● JOB
Copy exactly the lines from the beginning of the data down to and including the line holding "number; y: number;", without any pictures.

● SOURCE EXCERPT
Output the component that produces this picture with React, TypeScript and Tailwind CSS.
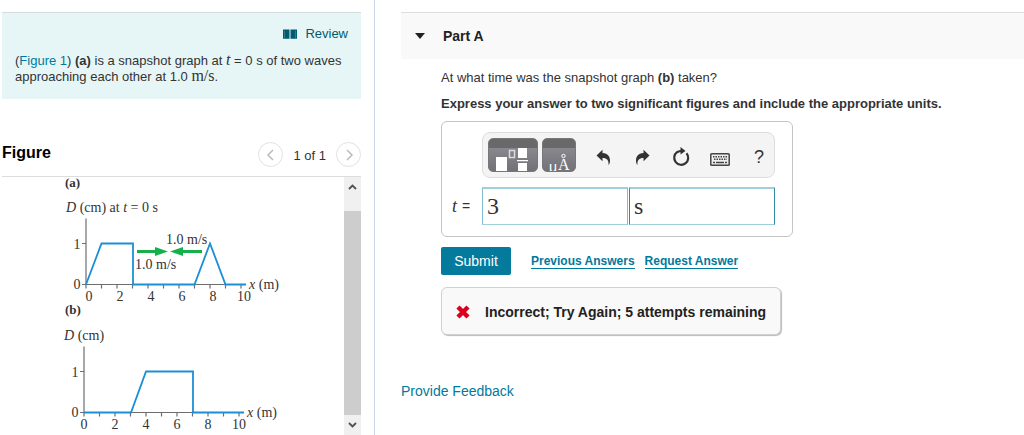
import { useState } from "react";

const serif = "font-['Liberation_Serif',serif]";

function Review() {
  return (
    <section className="mt-3 border-t border-[#d5dcdc] bg-[#e6f6f7] px-[13px] pt-[11px] pb-[14px]">
      <div className="flex justify-end">
        <a href="#review" className="flex items-center gap-2 text-[13px] leading-5 text-[#005a70]">
          <svg width="14" height="11" viewBox="0 0 14 11" aria-hidden="true">
            <path fill="#005a70" d="M0 .5H6.500V9.700H0ZM7.500 .5H14V9.700H7.500Z" />
            <path d="M1.500 1.500V9M12.500 1.500V9" stroke="#5e9aa8" strokeWidth=".5" />
          </svg>
          Review
        </a>
      </div>
      <p className="mt-[9px] text-[13px] leading-4 text-[#333]">
        (<a href="#figure" className="text-[#007a9c]">Figure 1</a>) <b>(a)</b> is a snapshot graph at{" "}
        <i className={`${serif} text-[16px] leading-3`}>t</i> = 0 s of two waves approaching each other at 1.0{" "}
        <span className={`${serif} text-[16px] leading-3`}>m/s</span>.
      </p>
    </section>
  );
}

type GraphProps = { x: number; y: number; points: string; shift: number };

function Graph({ x, y, points, shift }: GraphProps) {
  const ticks = [1, 2, 3, 4, 5, 6, 7, 8, 9, 10];
  return (
    <g transform={`translate(${x} ${y})`}>
      <g stroke="#6d6e71" strokeWidth="1.200" fill="none">
        <path d="M0-66V4M-4 0H160M-4-41H0" />
        {ticks.map((n) => (
          <path key={n} d={`M${n * 15.5} 0V4`} />
        ))}
      </g>
      <polyline points={points} fill="none" stroke="#1b8fd6" strokeWidth="1.800" />
      <g fontSize="14" textAnchor="middle">
        <text x="-9" y="-36">1</text>
        <text x="-9" y="4">0</text>
        {[0, 2, 4, 6, 8, 10].map((n) => (
          <text key={n} x={n * 15.5 + shift} y="16">{n}</text>
        ))}
      </g>
      <text x="163" y="4" fontSize="14">
        <tspan fontStyle="italic">x</tspan> (m)
      </text>
    </g>
  );
}

function FigureDrawing() {
  return (
    <svg
      width="342"
      height="258"
      viewBox="2 177 342 258"
      className={`${serif} block shrink-0`}
      fill="#333"
      role="img"
      aria-label="Snapshot graphs a and b"
    >
      <text x="65" y="187" fontSize="13" fontWeight="bold">(a)</text>
      <text x="66" y="212" fontSize="14">
        <tspan fontStyle="italic">D</tspan> (cm) at <tspan fontStyle="italic">t</tspan> = 0 s
      </text>
      <Graph x={86} y={284.5} shift={3} points="0,0 15.5,-41 47,-41 47,0 108.5,0 124,-41 139.5,0 160,0" />
      <g fill="#16b04b" stroke="#16b04b">
        <path d="M137 251.500H156M182 251.500H202" strokeWidth="3" />
        <path stroke="none" d="M155 247 168 251.500 155 256ZM183 247 170 251.500 183 256Z" />
      </g>
      <text x="166" y="244" fontSize="14">1.0 m/s</text>
      <text x="135" y="269" fontSize="14">1.0 m/s</text>
      <text x="65" y="314" fontSize="13" fontWeight="bold">(b)</text>
      <text x="64" y="340" fontSize="14">
        <tspan fontStyle="italic">D</tspan> (cm)
      </text>
      <Graph x={84} y={412.5} shift={0} points="0,0 47,0 62,-41 109,-41 109,0 160,0" />
    </svg>
  );
}

function Chevron({ d }: { d: string }) {
  return (
    <svg width="12" height="14" viewBox="0 0 12 14" fill="none" stroke="currentColor" strokeWidth="1.500" aria-hidden="true">
      <path d={d} />
    </svg>
  );
}

function FigurePanel() {
  const round = "flex size-[25px] items-center justify-center rounded-full border border-[#e2e2e2] text-[#bbb]";
  return (
    <section id="figure" className="mt-[43px] flex min-h-0 flex-1 flex-col">
      <header className="flex h-[34px] items-start justify-between">
        <h2 className="pt-px text-base leading-5 font-bold text-black">Figure</h2>
        <div className="flex items-center text-[13px] text-[#333]">
          <button aria-label="Previous figure" className={round}><Chevron d="M8 2 3 7 8 12" /></button>
          <span className="px-[10px] pt-[3px]">1 of 1</span>
          <button aria-label="Next figure" className={round}><Chevron d="M4 2 9 7 4 12" /></button>
        </div>
      </header>
      <div className="flex min-h-0 flex-1 overflow-hidden border-t border-[#ddd]">
        <div className="min-w-0 flex-1 overflow-hidden"><FigureDrawing /></div>
        <div className="flex w-[17px] flex-col bg-[#f0f0f0] text-[#505050]">
          <button aria-label="Scroll up" className="flex h-5 items-center justify-center">
            <svg width="9" height="6" viewBox="0 0 9 6" fill="none" stroke="currentColor" strokeWidth="1.800"><path d="M1 5 4.500 1.500 8 5" /></svg>
          </button>
          <div className="mt-[14px] flex-1 bg-[#cdcdcd]" />
          <button aria-label="Scroll down" className="flex h-5 items-center justify-center">
            <svg width="9" height="6" viewBox="0 0 9 6" fill="none" stroke="currentColor" strokeWidth="1.800"><path d="M1 1 4.500 4.500 8 1" /></svg>
          </button>
        </div>
      </div>
    </section>
  );
}

function Toolbar() {
  const block = "h-[34px] overflow-hidden rounded-[5px] border border-[#777] bg-linear-to-b from-[#929199] to-[#727176]";
  return (
    <div className="flex h-[46px] items-center rounded-lg border border-[#ddd] bg-[#f4f4f4] px-[5px] text-[#333]">
      <button aria-label="Templates" className={`${block} w-[50px]`}>
        <svg width="48" height="32" viewBox="0 0 48 32">
          <path fill="#69696b" d="M0 0H48V9H0Z" />
          <path fill="#fff" d="M7 18H18V32H7ZM29 9H38V19H29ZM29 24H38V32H29ZM28 21H39V22.300H28Z" />
          <path fill="none" stroke="#ddd" strokeWidth="1.500" d="M20.500 11.500H25.500V18.500H20.500Z" />
        </svg>
      </button>
      <button aria-label="Units" className={`${block} ml-1 w-[34px]`}>
        <svg width="32" height="32" viewBox="0 0 32 32" fill="#fff">
          <path fill="#69696b" d="M0 0H32V9H0Z" />
          <text x="6" y="33" fontSize="14" className="font-['Liberation_Sans',sans-serif]">μ</text>
          <text x="15" y="31" fontSize="16" className={serif}>A</text>
          <circle cx="20.500" cy="17" r="1.700" fill="none" stroke="#fff" strokeWidth="1" />
        </svg>
      </button>
      <button aria-label="Undo" className="mt-1 ml-5">
        <svg width="15" height="17" viewBox="0 0 15 17" fill="currentColor">
          <path d="M.5 6.500 6.500.8V4C12 4 14 8 14 11.500 14 13.500 13.500 15 12.500 16 13 11.500 11 9 6.500 9V12.300Z" />
        </svg>
      </button>
      <button aria-label="Redo" className="mt-1 ml-6">
        <svg width="15" height="17" viewBox="0 0 15 17" fill="currentColor">
          <path d="M14.500 6.500 8.500.8V4C3 4 1 8 1 11.500 1 13.500 1.500 15 2.500 16 2 11.500 4 9 8.500 9V12.300Z" />
        </svg>
      </button>
      <button aria-label="Reset" className="mt-1 ml-[22px]">
        <svg width="18" height="20" viewBox="0 0 18 20">
          <path fill="none" stroke="currentColor" strokeWidth="2.200" d="M5 5.200A7 7 0 1 0 14.500 6.200M5 5.200Q7 4 10 4" />
          <path fill="currentColor" d="M8.500 0 13.500 4 8.500 7.500Z" />
        </svg>
      </button>
      <button aria-label="Keyboard" className="mt-2 ml-5">
        <svg width="20" height="13" viewBox="0 0 20 13">
          <rect x=".8" y=".8" width="18.400" height="11.400" rx=".8" fill="#eee" stroke="#444" strokeWidth="1.500" />
          <path d="M3 3.800H17.500M4 6.300H17" stroke="#444" strokeWidth="1.500" strokeDasharray="1.500 1" />
          <path d="M3 9.500H5M6 9.500H14M15 9.500H17" stroke="#444" strokeWidth="1.500" />
        </svg>
      </button>
      <button aria-label="Help" className="mt-1 ml-6 text-lg leading-5">?</button>
    </div>
  );
}

function Answer() {
  const [value, setValue] = useState("3");
  const [units, setUnits] = useState("s");
  const field = `${serif} h-[38px] w-[146px] border border-t-2 border-y-[#9fd0dc] bg-white px-1 text-2xl text-[#333] outline-none`;
  return (
    <div className="mt-[9px] flex w-fit items-end rounded-md border border-[#c4c4c4] pt-[10px] pr-[17px] pb-[11px] pl-[10px]">
      <label htmlFor="answer-value" className="flex h-[38px] w-[30px] items-center gap-[5px] text-sm text-[#333]">
        <i className={`${serif} text-lg`}>t</i> =
      </label>
      <div className="flex flex-col gap-[9px]">
        <Toolbar />
        <div className="flex gap-px">
          <input id="answer-value" className={`${field} border-x-[#7fbccd]`} value={value} onChange={(e) => setValue(e.target.value)} />
          <input aria-label="Units" className={`${field} border-x-[#2f8ba6]`} value={units} onChange={(e) => setUnits(e.target.value)} />
        </div>
      </div>
    </div>
  );
}

export default function App() {
  return (
    <div className="flex h-screen overflow-hidden bg-white font-['Liberation_Sans',Arial,sans-serif] text-[#333]">
      <aside className="flex w-[375px] shrink-0 flex-col border-r border-[#c9d7ea] pr-[13px] pl-[2px]">
        <Review />
        <FigurePanel />
      </aside>
      <main className="min-w-0 flex-1 pt-3 pl-[26px]">
        <h2 className="border-t border-[#ddd] bg-[#f9f9f9]">
          <button className="flex h-[46px] w-full items-center gap-[18px] pl-[14px] text-sm font-bold text-[#222]">
            <svg width="10" height="6" viewBox="0 0 10 6" fill="currentColor" aria-hidden="true"><path d="M0 0H10L5 6Z" /></svg>
            Part A
          </button>
        </h2>
        <div className="pl-10">
          <p className="mt-[11px] text-[13px] leading-4">
            At what time was the snapshot graph <b>(b)</b> taken?
          </p>
          <p className="mt-[10px] text-[13px] leading-4 font-bold">
            Express your answer to two significant figures and include the appropriate units.
          </p>
          <Answer />
          <div className="mt-[10px] flex items-center text-xs font-bold text-[#007a9c]">
            <button className="h-7 w-[70px] rounded-xs bg-[#047a9c] text-sm font-normal text-white">Submit</button>
            <a href="#previous" className="ml-5 border-b border-current leading-[14px]">Previous Answers</a>
            <a href="#request" className="ml-[10px] border-b border-current leading-[14px]">Request Answer</a>
          </div>
          <div role="status" className="mt-3 flex h-12 w-fit items-center gap-[15px] rounded-md border border-[#d0d0d0] bg-[#f9f9f9] px-[14px] pt-px text-sm font-bold text-[#222] shadow-[1px_1px_1px_#bbb]">
            <svg width="14" height="14" viewBox="0 0 14 14" aria-hidden="true">
              <path d="M2 2 12 12M12 2 2 12" stroke="#db0020" strokeWidth="4.500" />
            </svg>
            Incorrect; Try Again; 5 attempts remaining
          </div>
        </div>
        <a href="#feedback" className="mt-12 block w-fit text-sm leading-4 text-[#007a9c]">Provide Feedback</a>
      </main>
    </div>
  );
}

● TASK RESULT
Output the component that produces this picture with React, TypeScript and Tailwind CSS.
import { useState } from "react";

const serif = "font-['Liberation_Serif',serif]";

function Review() {
  return (
    <section className="mt-3 border-t border-[#d5dcdc] bg-[#e6f6f7] px-[13px] pt-[11px] pb-[14px]">
      <div className="flex justify-end">
        <a href="#review" className="flex items-center gap-2 text-[13px] leading-5 text-[#005a70]">
          <svg width="14" height="11" viewBox="0 0 14 11" aria-hidden="true">
            <path fill="#005a70" d="M0 .5H6.500V9.700H0ZM7.500 .5H14V9.700H7.500Z" />
            <path d="M1.500 1.500V9M12.500 1.500V9" stroke="#5e9aa8" strokeWidth=".5" />
          </svg>
          Review
        </a>
      </div>
      <p className="mt-[9px] text-[13px] leading-4 text-[#333]">
        (<a href="#figure" className="text-[#007a9c]">Figure 1</a>) <b>(a)</b> is a snapshot graph at{" "}
        <i className={`${serif} text-[16px] leading-3`}>t</i> = 0 s of two waves approaching each other at 1.0{" "}
        <span className={`${serif} text-[16px] leading-3`}>m/s</span>.
      </p>
    </section>
  );
}

type GraphProps = { x: number; y: number; points: string; shift: number };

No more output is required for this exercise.